##### Materials provided #####

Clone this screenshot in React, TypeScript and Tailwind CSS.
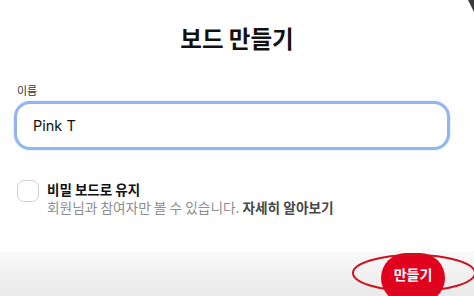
export default function App() {
  const ko = { fontFamily: '"Noto Sans CJK KR", "Noto Sans", sans-serif' };

  return (
    <div className="relative h-[296px] w-[474px] overflow-hidden bg-white" style={ko}>
      {/* corner of the window behind */}
      <svg className="absolute right-0 top-0" width="8" height="12" viewBox="0 0 8 12">
        <path d="M2 0 L8 0 L8 12 Z" fill="#3a3a3a" />
      </svg>

      <div className="flex flex-col">
        <h1 className="pt-[22px] text-center text-[23.5px] font-bold leading-[32px] text-[#111]">보드 만들기</h1>

        <label className="ml-[17px] mt-[29px] text-[11px] leading-[14px] text-[#333]">이름</label>

        <div className="ml-[14px] mt-[4px] flex h-[49px] w-[436px] items-center rounded-[16px] border-[3px] border-[#8fb6f0] pl-[16px] shadow-[0_0_2px_#b9d2f7]">
          <span className="text-[14.5px] text-[#111]" style={{ fontFamily: 'Inter, "Noto Sans", sans-serif' }}>
            Pink T
          </span>
        </div>

        <div className="ml-[17px] mt-[30px] flex gap-[8px]">
          <div className="h-[22px] w-[22px] shrink-0 rounded-[7px] border-[1.5px] border-[#d0d0d0]" />
          <div className="flex flex-col">
            <span className="text-[13.5px] font-bold leading-[18px] text-[#111]">비밀 보드로 유지</span>
            <span className="text-[13.7px] leading-[18px] text-[#8e8e8e]">
              회원님과 참여자만 볼 수 있습니다. <span className="font-bold text-[#484848]">자세히 알아보기</span>
            </span>
          </div>
        </div>
      </div>

      {/* footer */}
      <div className="absolute bottom-0 left-0 flex h-[45px] w-full justify-end bg-gradient-to-b from-[#f9f9f9] to-[#e9e9e9] pr-[29px]">
        <div className="mt-[2px] flex h-[50px] w-[64px] items-start justify-center rounded-full bg-[#e2001f] pt-[11px]">
          <span className="text-[14px] font-bold leading-[20px] text-white">만들기</span>
        </div>
      </div>

      {/* red annotation ring */}
      <svg className="absolute left-[350px] top-[250px]" width="130" height="46" viewBox="0 0 130 46">
        <ellipse cx="64" cy="23" rx="61" ry="18" fill="none" stroke="#d0101c" strokeWidth="2" />
      </svg>
    </div>
  );
}
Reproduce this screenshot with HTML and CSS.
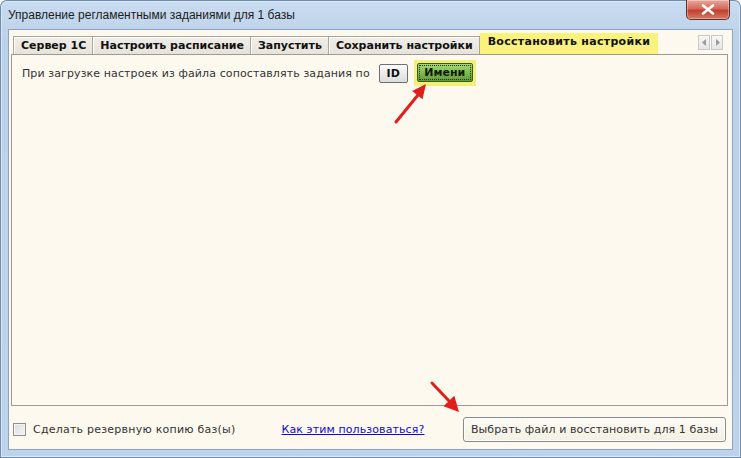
FILE: index.html
```html
<!DOCTYPE html>
<html lang="ru">
<head>
<meta charset="utf-8">
<title>Управление регламентными заданиями</title>
<link rel="stylesheet" href="styles.css">
</head>
<body>
<div class="window">
  <div class="titlebar">
    <span class="title">Управление регламентными заданиями для 1 базы</span>
    <div class="close">
      <svg width="14" height="11" viewBox="0 0 14 11"><path d="M2 1.5 L12 9.5 M12 1.5 L2 9.5" stroke="#fff" stroke-width="2.6" stroke-linecap="round"/></svg>
    </div>
  </div>
  <div class="client">
    <div class="tabstrip">
      <div class="tab">Сервер 1С</div>
      <div class="tab">Настроить расписание</div>
      <div class="tab">Запустить</div>
      <div class="tab">Сохранить настройки</div>
      <div class="tab active">Восстановить настройки</div>
      <div class="scroller">
        <span class="sbtn"><svg width="5" height="7" viewBox="0 0 5 7"><path d="M4 0 L0 3.5 L4 7Z" fill="#9a9a9a"/></svg></span>
        <span class="sbtn"><svg width="5" height="7" viewBox="0 0 5 7"><path d="M1 0 L5 3.5 L1 7Z" fill="#9a9a9a"/></svg></span>
      </div>
    </div>
    <div class="panel">
      <div class="row">
        <span class="label">При загрузке настроек из файла сопоставлять задания по</span>
        <button class="btn btn-id">ID</button>
        <span class="hl"><button class="btn btn-name">Имени</button></span>
      </div>
    </div>
    <div class="footer">
      <label class="check"><span class="box"></span>Сделать резервную копию баз(ы)</label>
      <a class="link" href="#">Как этим пользоваться?</a>
      <button class="restore">Выбрать файл и восстановить для 1 базы</button>
    </div>
  </div>
  <svg class="arrows" width="741" height="458" viewBox="0 0 741 458">
    <line x1="396" y1="122" x2="418" y2="95" stroke="#e01f1c" stroke-width="3" stroke-linecap="round"/>
    <polygon points="426,84 422.5,99.2 412.2,91" fill="#e01f1c"/>
    <line x1="432" y1="383" x2="450" y2="402" stroke="#e01f1c" stroke-width="3" stroke-linecap="round"/>
    <polygon points="459,412 443.5,406.3 454.3,395.8" fill="#e01f1c"/>
  </svg>
</div>
</body>
</html>
```
FILE: styles.css
```css
* { box-sizing: border-box; }
html, body { margin: 0; padding: 0; }
body {
  width: 741px;
  height: 458px;
  overflow: hidden;
  background: #ffffff;
}
.window {
  position: relative;
  width: 741px;
  height: 458px;
  background: linear-gradient(#c9dbef, #bcd2ea 40px, #bdd3ec);
  border-radius: 7px 7px 0 0;
  box-shadow: inset 0 0 0 1px #6e8caf, inset 0 0 0 2px #dbe8f6;
  padding: 0 8px 8px 8px;
  display: flex;
  flex-direction: column;
}
.titlebar {
  height: 29px;
  display: flex;
  align-items: flex-start;
  justify-content: space-between;
}
.title {
  font-family: "Liberation Sans", Arial, sans-serif;
  font-size: 12px;
  color: #1b1b1b;
  margin-top: 8px;
}
.close {
  width: 44px;
  height: 20px;
  margin-right: 3px;
  border: 1px solid #6b2a25;
  border-top: none;
  border-radius: 0 0 5px 5px;
  background: linear-gradient(#e8a99c, #d36a5c 45%, #c2402f 55%, #d47a66);
  display: flex;
  align-items: center;
  justify-content: center;
  box-shadow: inset 0 0 0 1px rgba(255,255,255,0.35);
}
.client {
  flex: 1;
  background: #fdf9ee;
  border: 1px solid #8ea3bd;
  display: flex;
  flex-direction: column;
  font-family: "DejaVu Sans", Verdana, sans-serif;
}
.tabstrip {
  height: 22px;
  margin-top: 2px;
  padding-left: 4px;
  display: flex;
  align-items: flex-end;
}
.tab {
  height: 18px;
  padding: 0 6px 0 7px;
  margin-right: -1px;
  border: 1px solid #a9a59d;
  border-bottom: none;
  background: linear-gradient(#f1eee8, #e7e3da);
  box-shadow: inset 1px 1px 0 #ffffff;
  font-size: 11px;
  font-weight: bold;
  color: #111;
  line-height: 17px;
  white-space: nowrap;
}
.tab.active {
  height: 21px;
  padding: 0 8px;
  margin-left: 1px;
  border: none;
  background: #f9f27d;
  box-shadow: none;
  letter-spacing: 0.3px;
  line-height: 18px;
}
.scroller {
  margin-left: auto;
  margin-right: 9px;
  align-self: center;
  display: flex;
  gap: 1px;
  margin-top: -1px;
}
.sbtn {
  width: 12px;
  height: 15px;
  border: 1px solid #c9c9c9;
  background: linear-gradient(#f7f7f7, #e6e6e6);
  display: flex;
  align-items: center;
  justify-content: center;
}
.panel {
  flex: 1;
  margin: 0 4px 0 2px;
  border: 1px solid #9a9a9a;
  background: #fdf9ee;
  padding: 5px 0 0 10px;
}
.row {
  display: flex;
  align-items: center;
  height: 26px;
}
.label {
  font-size: 11px;
  letter-spacing: 0.1px;
  color: #333;
  margin-right: 9px;
}
.btn {
  font-family: "DejaVu Sans", Verdana, sans-serif;
  font-size: 11px;
  font-weight: bold;
  height: 19px;
  padding: 0;
  border-radius: 2px;
  color: #111;
}
.btn-id {
  width: 29px;
  border: 1px solid #6f6f6f;
  background: linear-gradient(#fbfbfb, #dcdcdc);
  margin-right: 6px;
}
.hl {
  background: #f3f07a;
  padding: 3px 3px 4px 3px;
  display: flex;
}
.btn-name {
  width: 56px;
  border: 1px solid #3c5a22;
  outline: 1px dotted #1f2e12;
  outline-offset: -3px;
  background: linear-gradient(#a6d878, #79b548 60%, #5f9a36);
  color: #0d1a05;
}
.footer {
  height: 43px;
  display: flex;
  align-items: center;
  padding: 4px 6px 0 4px;
}
.check {
  display: flex;
  align-items: center;
  font-size: 11px;
  letter-spacing: 0.23px;
  color: #333;
}
.box {
  width: 13px;
  height: 13px;
  border: 1px solid #8e8f8f;
  background: linear-gradient(135deg, #dcdcdc, #f6f6f6);
  box-shadow: inset 0 0 0 1px #f4f4f4;
  margin-right: 7px;
}
.link {
  margin-left: 46px;
  font-size: 11px;
  letter-spacing: 0.1px;
  color: #0b0bd0;
  text-decoration: underline;
}
.restore {
  margin-left: auto;
  height: 25px;
  padding: 0 7px;
  font-family: "DejaVu Sans", Verdana, sans-serif;
  font-size: 11px;
  letter-spacing: 0.1px;
  color: #333;
  border: 1px solid #8a8a8a;
  border-radius: 3px;
  background: linear-gradient(#fdfbf5, #f3efe3);
  box-shadow: inset 0 0 0 1px #ffffff;
}
.arrows {
  position: absolute;
  left: 0;
  top: 0;
  pointer-events: none;
}
```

#####

> [Requirements] Print the entries as they stand, first line through the line holding "mt-[29px] text-[11px] leading-[14px]", with every picture removed.

> [Solution below]
Clone this screenshot in React, TypeScript and Tailwind CSS.
export default function App() {
  const ko = { fontFamily: '"Noto Sans CJK KR", "Noto Sans", sans-serif' };

  return (
    <div className="relative h-[296px] w-[474px] overflow-hidden bg-white" style={ko}>
      {/* corner of the window behind */}
      <svg className="absolute right-0 top-0" width="8" height="12" viewBox="0 0 8 12">
        <path d="M2 0 L8 0 L8 12 Z" fill="#3a3a3a" />
      </svg>

      <div className="flex flex-col">
        <h1 className="pt-[22px] text-center text-[23.5px] font-bold leading-[32px] text-[#111]">보드 만들기</h1>

        <label className="ml-[17px] mt-[29px] text-[11px] leading-[14px] text-[#333]">이름</label>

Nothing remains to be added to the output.